Yes..you have misinterpreted Hadoop. Hadoop, and Hive as well, are not meant for real time stuff. They are most suitable for offline, batch processing kinda stuff. They are not at all a replacement to RDBMSs. Though you can do some fine tuning but 'absolute real time' is not possible. There a lot of things which happen under the hood when you run a hive query, which I think you are not unaware of. First of all you Hive query gets converted into a corresponding MR job followed by few other things like split creation, records generation, mapper generation etc. I would never suggest Hadoop(or Hive) if you have real time needs.

You might wanna have a look at Impala for your real time needs.

Tariq
  • 34,076
  • 8
  • 57
  • 79
  • Do not use impala for analysis of large data. check [this](https://gigaom.com/2014/01/13/cloudera-says-impala-is-faster-than-hive-which-isnt-saying-much/). Even current version (0.15) is much faster than what is using in this blog. Check [this blog](http://hortonworks.com/blog/benchmarking-apache-hive-13-enterprise-hadoop/). – chanchal1987 Nov 19 '15 at 21:30
3

Hive is not the appropriate tool for a real-time job, but if you want to leverage the Hadoop infrastructure with real-time or fast data access take a look at HBase. It's value-add is all about fast access. Not sure why you are selecting Hadoop for your solution, but Hbase sits on top of HDFS which some people like because of the inherent redundancy HDFS offers (you copy a file on there once and it is auto-replicated) which may be one of the reasons you are looking into Hadoop.

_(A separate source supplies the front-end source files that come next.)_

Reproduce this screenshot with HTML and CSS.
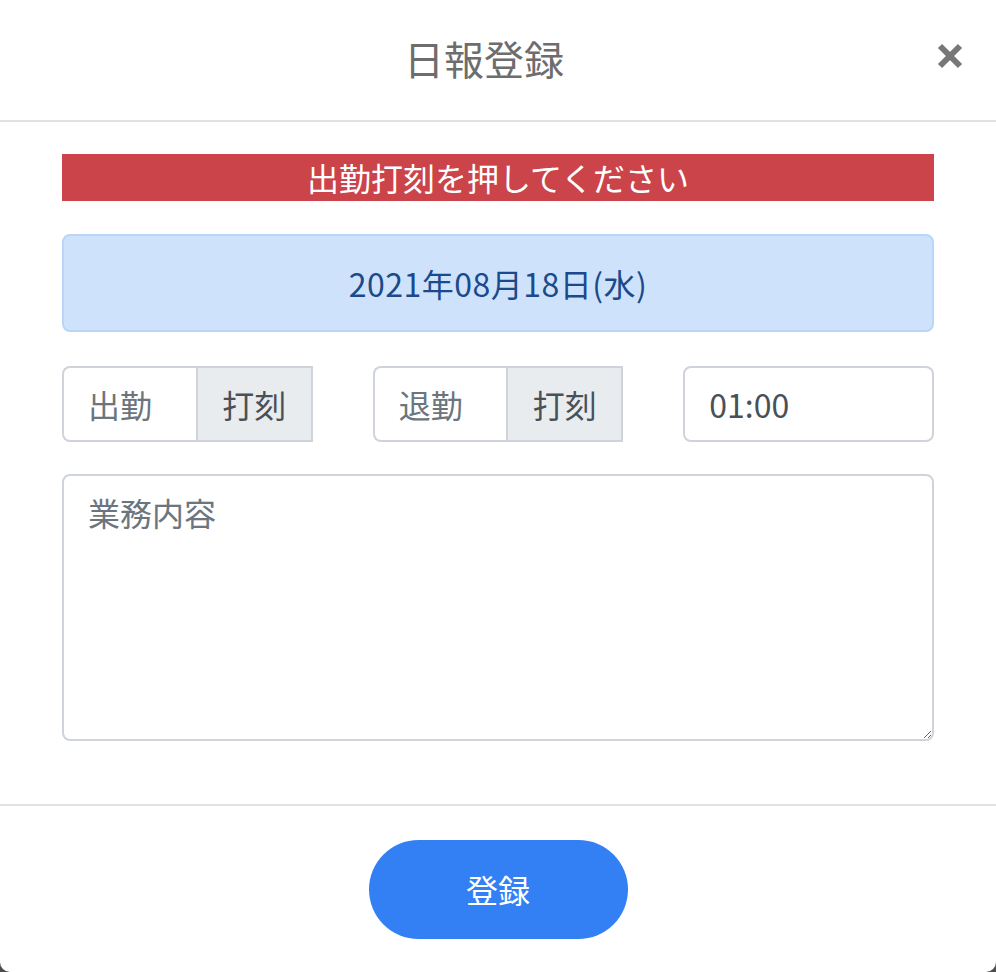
FILE: index.html
```html
<!DOCTYPE html>
<html lang="ja">
<head>
<meta charset="utf-8">
<title>日報登録</title>
<link rel="stylesheet" href="styles.css">
</head>
<body>
<div class="modal">
  <div class="modal-header">
    <h5 class="modal-title">日報登録</h5>
    <button class="close" type="button" aria-label="Close">
      <svg width="28" height="26" viewBox="0 0 28 26"><path d="M4 3 L24 23 M24 3 L4 23" stroke="#777" stroke-width="6" stroke-linecap="butt" fill="none"/></svg>
    </button>
  </div>
  <div class="modal-body">
    <div class="alert-danger">出勤打刻を押してください</div>
    <div class="alert-date">2021年08月18日(水)</div>
    <div class="row">
      <div class="input-group">
        <input class="form-control left" type="text" placeholder="出勤">
        <button class="append" type="button">打刻</button>
      </div>
      <div class="input-group">
        <input class="form-control left" type="text" placeholder="退勤">
        <button class="append" type="button">打刻</button>
      </div>
      <input class="form-control time" type="text" value="01:00">
    </div>
    <textarea class="form-control memo" placeholder="業務内容"></textarea>
  </div>
  <div class="modal-footer">
    <button class="btn-primary" type="button">登録</button>
  </div>
</div>
</body>
</html>
```
FILE: styles.css
```css
html, body {
  margin: 0;
  padding: 0;
}
body {
  background: #4d4d4d;
  font-family: "Noto Sans CJK JP", "Noto Sans", sans-serif;
  font-size: 32px;
  color: #495057;
}
.modal {
  background: #fff;
  height: 972px;
  border-radius: 0 0 10px 10px;
  display: flex;
  flex-direction: column;
  box-sizing: border-box;
}
.modal-header {
  height: 120px;
  border-bottom: 2px solid #dee2e6;
  display: flex;
  align-items: center;
  padding: 0 32px;
}
.modal-title {
  flex: 1;
  margin: 0;
  text-align: center;
  font-size: 40px;
  font-weight: 400;
  color: #6d6d6d;
  line-height: 60px;
  margin-top: -4px;
}
.close {
  width: 28px;
  height: 28px;
  padding: 0;
  border: 0;
  background: transparent;
  display: flex;
  align-items: center;
  justify-content: center;
  margin-top: -8px;
}
.modal-body {
  padding: 32px 62px 63px;
  display: flex;
  flex-direction: column;
}
.alert-danger {
  background: #cb444a;
  color: #fff;
  height: 47px;
  line-height: 47px;
  text-align: center;
  font-size: 32px;
  margin-bottom: 33px;
}
.alert-date {
  background: #cfe2fb;
  border: 2px solid #b9d5f7;
  border-radius: 8px;
  color: #1b4a8c;
  text-align: center;
  height: 98px;
  box-sizing: border-box;
  line-height: 94px;
  font-size: 32px;
  letter-spacing: 0.5px;
  margin-bottom: 34px;
}
.row {
  display: grid;
  grid-template-columns: repeat(3, minmax(0, 1fr));
  column-gap: 60px;
  height: 76px;
  margin-bottom: 32px;
}
.input-group {
  display: flex;
  height: 76px;
  min-width: 0;
}
.form-control {
  font-family: "Noto Sans CJK JP", "Noto Sans", sans-serif;
  font-size: 32px;
  color: #495057;
  border: 2px solid #ced4da;
  border-radius: 8px;
  padding: 12px 24px;
  box-sizing: border-box;
  background: #fff;
  outline: none;
}
.form-control::placeholder {
  color: #6c757d;
  opacity: 1;
}
.left {
  flex: 1 1 0;
  width: 0;
  min-width: 0;
  height: 76px;
  border-radius: 8px 0 0 8px;
  border-right: 0;
}
.append {
  flex: 0 0 auto;
  font-family: "Noto Sans CJK JP", "Noto Sans", sans-serif;
  font-size: 32px;
  color: #495057;
  background: #e9ecef;
  border: 2px solid #ced4da;
  border-radius: 0;
  padding: 0 24px;
  height: 76px;
  width: 117px;
}
.time {
  height: 76px;
  width: 100%;
  min-width: 0;
}
.memo {
  height: 267px;
  width: 100%;
  resize: vertical;
  line-height: 48px;
  display: block;
}
.modal-footer {
  border-top: 2px solid #dee2e6;
  flex: 1;
  display: flex;
  justify-content: center;
  align-items: center;
}
.btn-primary {
  width: 259px;
  height: 99px;
  border: 0;
  border-radius: 50px;
  background: #3380f5;
  color: #fff;
  font-family: "Noto Sans CJK JP", "Noto Sans", sans-serif;
  font-size: 32px;
}
```
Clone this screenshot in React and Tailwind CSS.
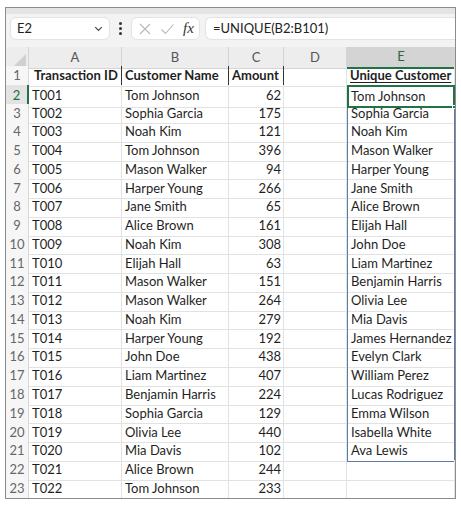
import React from 'react';

const rows = [
    ['T001', 'Tom Johnson', 62, 'Tom Johnson'],
    ['T002', 'Sophia Garcia', 175, 'Sophia Garcia'],
    ['T003', 'Noah Kim', 121, 'Noah Kim'],
    ['T004', 'Tom Johnson', 396, 'Mason Walker'],
    ['T005', 'Mason Walker', 94, 'Harper Young'],
    ['T006', 'Harper Young', 266, 'Jane Smith'],
    ['T007', 'Jane Smith', 65, 'Alice Brown'],
    ['T008', 'Alice Brown', 161, 'Elijah Hall'],
    ['T009', 'Noah Kim', 308, 'John Doe'],
    ['T010', 'Elijah Hall', 63, 'Liam Martinez'],
    ['T011', 'Mason Walker', 151, 'Benjamin Harris'],
    ['T012', 'Mason Walker', 264, 'Olivia Lee'],
    ['T013', 'Noah Kim', 279, 'Mia Davis'],
    ['T014', 'Harper Young', 192, 'James Hernandez'],
    ['T015', 'John Doe', 438, 'Evelyn Clark'],
    ['T016', 'Liam Martinez', 407, 'William Perez'],
    ['T017', 'Benjamin Harris', 224, 'Lucas Rodriguez'],
    ['T018', 'Sophia Garcia', 129, 'Emma Wilson'],
    ['T019', 'Olivia Lee', 440, 'Isabella White'],
    ['T020', 'Mia Davis', 102, 'Ava Lewis'],
    ['T021', 'Alice Brown', 244, ''],
    ['T022', 'Tom Johnson', 233, ''],
];

const cols = 'grid grid-cols-[23px_93px_107px_55px_63px_1fr]';
const cell = 'border-r border-b border-[#e2e2e2] flex items-center overflow-hidden whitespace-nowrap';

const ColHead = ({ label, active }) => (
    <div
        className={
            active
                ? 'bg-[#d4d4d4] text-[#1d6b3f] border-b-2 border-[#217346] flex items-center justify-center'
                : 'bg-[#ededed] text-[#555] border-r border-b border-[#d4d4d4] flex items-center justify-center'
        }
    >
        {label}
    </div>
);

const RowHead = ({ n, active }) => (
    <div
        className={
            active
                ? 'bg-[#e3e3e3] text-[#1d6b3f] border-r-2 border-[#217346] border-b border-b-[#d8d8d8] flex items-center justify-center'
                : 'bg-[#f6f6f6] text-[#666] border-r border-b border-[#d8d8d8] flex items-center justify-center'
        }
    >
        {n}
    </div>
);

export default function App() {
    return (
        <div className="w-[461px] h-[520px] bg-white pt-[7px] pl-[5px] font-['Lato',sans-serif] text-[13px] text-[#1f1f1f]">
            <div className="w-[451px] h-[492px] border border-[#8c8c8c] overflow-hidden flex flex-col">
                {/* Formula bar */}
                <div className="h-[6px] bg-[#e4e4e4]" />
                <div className="h-[33px] bg-[#f3f3f3] flex items-start pt-[3px] pl-[4px]">
                    <div className="w-[100px] h-[23px] bg-white rounded-md border border-[#e3e3e3] flex items-center justify-between pl-[6px] pr-[5px] text-[#222]">
                        <span>E2</span>
                        <svg width="11" height="11" viewBox="0 0 12 12" fill="none" stroke="#444" strokeWidth="1.3">
                            <path d="M2.5 4.5 L6 8 L9.5 4.5" />
                        </svg>
                    </div>
                    <div className="w-[21px] h-[23px] flex flex-col items-center justify-center gap-[2px]">
                        <span className="w-[3px] h-[3px] rounded-full bg-[#333]" />
                        <span className="w-[3px] h-[3px] rounded-full bg-[#333]" />
                        <span className="w-[3px] h-[3px] rounded-full bg-[#333]" />
                    </div>
                    <div className="w-[69px] h-[23px] bg-white rounded-md border border-[#e3e3e3] flex items-center pl-[6px] gap-[8px]">
                        <svg width="14" height="14" viewBox="0 0 14 14" fill="none" stroke="#b8b8b8" strokeWidth="1.1">
                            <path d="M2 2 L12 12 M12 2 L2 12" />
                        </svg>
                        <svg width="15" height="14" viewBox="0 0 15 14" fill="none" stroke="#b8b8b8" strokeWidth="1.1">
                            <path d="M1.5 7.5 L5.5 11.5 L13.5 2.5" />
                        </svg>
                        <span className="font-['Liberation_Serif',serif] italic text-[15px] text-[#333] leading-none">fx</span>
                    </div>
                    <div className="flex-1 h-[23px] bg-white rounded-l-md border border-r-0 border-[#e3e3e3] ml-[5px] flex items-center pl-[7px] text-[#222]">
                        =UNIQUE(B2:B101)
                    </div>
                </div>

                {/* Column headers */}
                <div className={`${cols} h-[19px]`}>
                    <div className="bg-[#ededed] border-r border-b border-[#d4d4d4] flex items-end justify-end p-[2px]">
                        <svg width="12" height="12" viewBox="0 0 12 12">
                            <path d="M12 0 L12 12 L0 12 Z" fill="#d0d0d0" />
                        </svg>
                    </div>
                    <ColHead label="A" />
                    <ColHead label="B" />
                    <ColHead label="C" />
                    <ColHead label="D" />
                    <ColHead label="E" active />
                </div>

                {/* Header row */}
                <div className={`${cols} h-[18.78px]`}>
                    <RowHead n={1} />
                    <div className={`${cell} border-r-[#333] pl-[5px] font-bold`}>Transaction ID</div>
                    <div className={`${cell} border-r-[#333] pl-[3px] font-bold`}>Customer Name</div>
                    <div className={`${cell} border-r-[#333] pl-[3px] font-bold`}>Amount</div>
                    <div className={cell} />
                    <div className={`${cell} pl-[3px] font-bold underline underline-offset-2`}>Unique Customer</div>
                </div>

                {/* Data rows */}
                {rows.map(([id, name, amt, uniq], i) => {
                    const n = i + 2;
                    const first = i === 0;
                    const spill = i < 20;
                    const lastSpill = i === 19;
                    return (
                        <div key={id} className={`${cols} h-[18.78px]`}>
                            <RowHead n={n} active={first} />
                            <div className={`${cell} pl-[3px]`}>{id}</div>
                            <div className={`${cell} pl-[3px]`}>{name}</div>
                            <div className={`${cell} justify-end pr-[2px]`}>{amt}</div>
                            <div className={cell} />
                            {first ? (
                                <div className="relative border-2 border-[#217346] flex items-center pl-[2px] whitespace-nowrap">
                                    {uniq}
                                    <span className="absolute -right-[3px] -bottom-[3px] w-[4px] h-[4px] bg-[#217346] border border-white" />
                                </div>
                            ) : spill ? (
                                <div
                                    className={`border-l border-r border-[#5b7bb0] border-b ${
                                        lastSpill ? 'border-b-[#5b7bb0]' : 'border-b-[#e2e2e2]'
                                    } flex items-center pl-[3px] whitespace-nowrap overflow-hidden`}
                                >
                                    {uniq}
                                </div>
                            ) : (
                                <div className={cell} />
                            )}
                        </div>
                    );
                })}
            </div>
        </div>
    );
}
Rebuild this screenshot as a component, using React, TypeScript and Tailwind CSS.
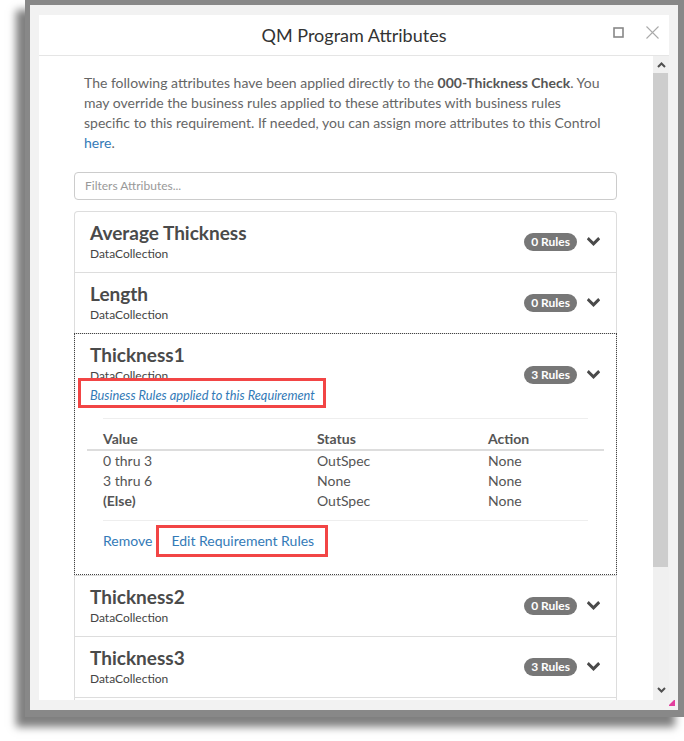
import React from "react";

const FONT = { fontFamily: "Lato, 'Open Sans', sans-serif" };

const Chevron = () => (
  <svg width="13" height="10" viewBox="0 0 13 10" className="shrink-0">
    <path d="M1.8 2.2 L6.5 6.9 L11.2 2.2" fill="none" stroke="#4a4a4a" strokeWidth="3" strokeLinecap="square" />
  </svg>
);

const Badge = ({ n }: { n: number }) => (
  <span className="inline-flex items-center justify-center h-[18px] px-[7px] rounded-full bg-[#777] text-white text-[12px] font-bold leading-none">
    {n} Rules
  </span>
);

const Collapsed = ({ title, n, first }: { title: string; n: number; first?: boolean }) => (
  <div className={`${first ? "border-t rounded-t-[4px]" : "border-t"} border-x border-[#ddd] flex items-center pl-[15px] pr-[16px] pt-[10px] pb-[10px]`}>
    <div className="flex-1">
      <div className="text-[19px] font-bold leading-[22px] text-[#4a4a4a]">{title}</div>
      <div className="mt-[2px] text-[12px] leading-[16px] text-[#444]">DataCollection</div>
    </div>
    <div className="flex items-center gap-[10px]">
      <Badge n={n} />
      <Chevron />
    </div>
  </div>
);

const rows = [
  { v: "0 thru 3", s: "OutSpec", a: "None", b: false },
  { v: "3 thru 6", s: "None", a: "None", b: false },
  { v: "(Else)", s: "OutSpec", a: "None", b: true },
];

export default function App() {
  return (
    <div className="bg-white w-[684px] h-[741px] overflow-hidden" style={FONT}>
      <div className="ml-[25px] w-[659px] h-[717px] bg-[#888] pt-[5px] pl-[5px] pr-[6px] pb-[7px] shadow-[-9px_10px_8px_rgba(0,0,0,0.5)]">
        <div className="relative bg-[#f2f2f2] h-full pt-[10px] pl-[9px] pr-[9px] pb-[10px]">
          <div className="bg-white h-full flex flex-col overflow-hidden">
            {/* header */}
            <div className="relative h-[41px] shrink-0 border-b border-[#e5e5e5] flex items-center justify-center">
              <span className="text-[18px] text-[#333] leading-none">QM Program Attributes</span>
              <svg className="absolute left-[574px] top-[12px]" width="11" height="11" viewBox="0 0 11 11">
                <rect x="1" y="1" width="9" height="9" fill="none" stroke="#888" strokeWidth="1.6" />
              </svg>
              <svg className="absolute left-[607px] top-[11px]" width="13" height="13" viewBox="0 0 13 13">
                <path d="M0.5 0.5 L12.5 12.5 M12.5 0.5 L0.5 12.5" stroke="#aaa" strokeWidth="1.1" />
              </svg>
            </div>
            {/* body */}
            <div className="flex-1 flex min-h-0">
              <div className="flex-1 overflow-hidden pl-[35px] pr-[36px] pt-[17px]">
                <p className="px-[10px] text-[14px] leading-[20px] text-[#666]">
                  The following attributes have been applied directly to the <b className="text-[#555]">000-Thickness Check</b>. You
                  <br />
                  may override the business rules applied to these attributes with business rules
                  <br />
                  specific to this requirement. If needed, you can assign more attributes to this Control
                  <br />
                  <span className="text-[#337ab7]">here</span>.
                </p>
                <div className="mt-[19px] h-[28px] border border-[#ccc] rounded-[4px] flex items-center pl-[10px] text-[12px] text-[#999]">
                  Filters Attributes...
                </div>
                <div className="mt-[11px]">
                  <Collapsed title="Average Thickness" n={0} first />
                  <Collapsed title="Length" n={0} />
                  {/* expanded */}
                  <div className="border-t border-x border-[#ddd] outline outline-1 outline-dotted outline-[#444] -outline-offset-1">
                    <div className="flex items-center pl-[15px] pr-[16px] pt-[10px] pb-[13px]">
                      <div className="flex-1">
                        <div className="text-[19px] font-bold leading-[22px] text-[#4a4a4a]">Thickness1</div>
                        <div className="mt-[2px] text-[12px] leading-[16px] text-[#444]">DataCollection</div>
                        <div className="mt-[1px] h-[20px] text-[12px] leading-[20px]">
                          <span className="relative inline-block align-top text-[12.8px] leading-[20px] italic text-[#337ab7]">
                            Business Rules applied to this Requirement
                            <span className="absolute left-[-12px] right-[-11px] top-[-7px] bottom-[-3px] border-[3px] border-[#f24545]" />
                          </span>
                        </div>
                      </div>
                      <div className="flex items-center gap-[10px]">
                        <Badge n={3} />
                        <Chevron />
                      </div>
                    </div>
                    <div className="px-[12px] pb-[24px]">
                      <div className="mx-[16px] border-t border-[#eee]" />
                      <table className="mt-[10px] w-full text-[14px] leading-[20px] text-[#555] border-collapse">
                        <thead>
                          <tr className="border-b-2 border-[#ddd]">
                            <th className="w-[214px] text-left font-bold pl-[16px] py-0">Value</th>
                            <th className="w-[171px] text-left font-bold pl-[16px] py-0">Status</th>
                            <th className="text-left font-bold pl-[16px] py-0">Action</th>
                          </tr>
                        </thead>
                        <tbody>
                          {rows.map((r) => (
                            <tr key={r.v}>
                              <td className={`pl-[16px] py-0 ${r.b ? "font-bold" : ""}`}>{r.v}</td>
                              <td className="pl-[16px] py-0">{r.s}</td>
                              <td className="pl-[16px] py-0">{r.a}</td>
                            </tr>
                          ))}
                        </tbody>
                      </table>
                      <div className="mt-[9px] mx-[16px] border-t border-[#eee]" />
                      <div className="mt-[10px] pl-[16px] flex gap-[19px] text-[14px] leading-[20px] text-[#337ab7]">
                        <span>Remove</span>
                        <span className="relative">
                          Edit Requirement Rules
                          <span className="absolute left-[-15px] right-[-14px] top-[-6px] bottom-[-6px] border-[3px] border-[#f24545]" />
                        </span>
                      </div>
                    </div>
                  </div>
                  <Collapsed title="Thickness2" n={0} />
                  <Collapsed title="Thickness3" n={3} />
                  <div className="h-[60px] border-t border-x border-[#ddd]" />
                </div>
              </div>
              {/* scrollbar */}
              <div className="w-[16px] shrink-0 bg-[#f0f0f0] flex flex-col">
                <div className="h-[17px] flex items-center justify-center">
                  <svg width="9" height="6" viewBox="0 0 9 6">
                    <path d="M1 5 L4.5 1.5 L8 5" fill="none" stroke="#505050" strokeWidth="2" />
                  </svg>
                </div>
                <div className="h-[494px] bg-[#cdcdcd] mr-[1px]" />
                <div className="flex-1" />
                <div className="h-[16px] flex items-start justify-center pt-[3px]">
                  <svg width="9" height="6" viewBox="0 0 9 6">
                    <path d="M1 1 L4.5 4.5 L8 1" fill="none" stroke="#505050" strokeWidth="2" />
                  </svg>
                </div>
              </div>
            </div>
          </div>
          {/* resize grip */}
          <svg className="absolute right-[3px] bottom-[4px]" width="6" height="6" viewBox="0 0 6 6">
            <path d="M5 0 L6 0 L6 6 L0 6 L0 5 Z" fill="#e0208f" opacity="0.85" />
          </svg>
        </div>
      </div>
    </div>
  );
}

For more info: read this question

Community
  • 1
  • 1
Engineiro
  • 1,146
  • 7
  • 10
  • First of all, thank you guys for helping me out :). Currently this is a proof of concept so we have a small amount of data. But in real life we'll have tens of millions of rows and that is why we chose to try out Hadoop Hive. And also it's free :). For the reporting purposes I **need** fast reports (ideally it would be couple of seconds) so I would like to use something fast (I'll take a look at this Impala). That is why I was surprised at the speed of Hadoop Hive because I expected it had to be fast as it is intended for big data.. – user2346868 May 06 '13 at 07:48
1

I am not sure how new you are to hadoop.Hive does not give you results at interactive speeds how small the tables are.In case you knew this already and trying to tune the query, you can try below:

select a.*, b.country, b.city from
 (select * from p_country_town_hotel where hotel= 'AdriaPraha') b 
 inner join 
 (select * from p_hotel_rev_agg_period where min_date < '20130701') a  
 on
 a.key.hotel = b.hotel
 order by a.min_date desc  
 limit 10;

If you know one of the tables is small enough to fit in memory, you can try map side join.

1

use http://phoenix.apache.org/ for real-time queries like this

alex
  • 1,757
  • 4
  • 21
  • 32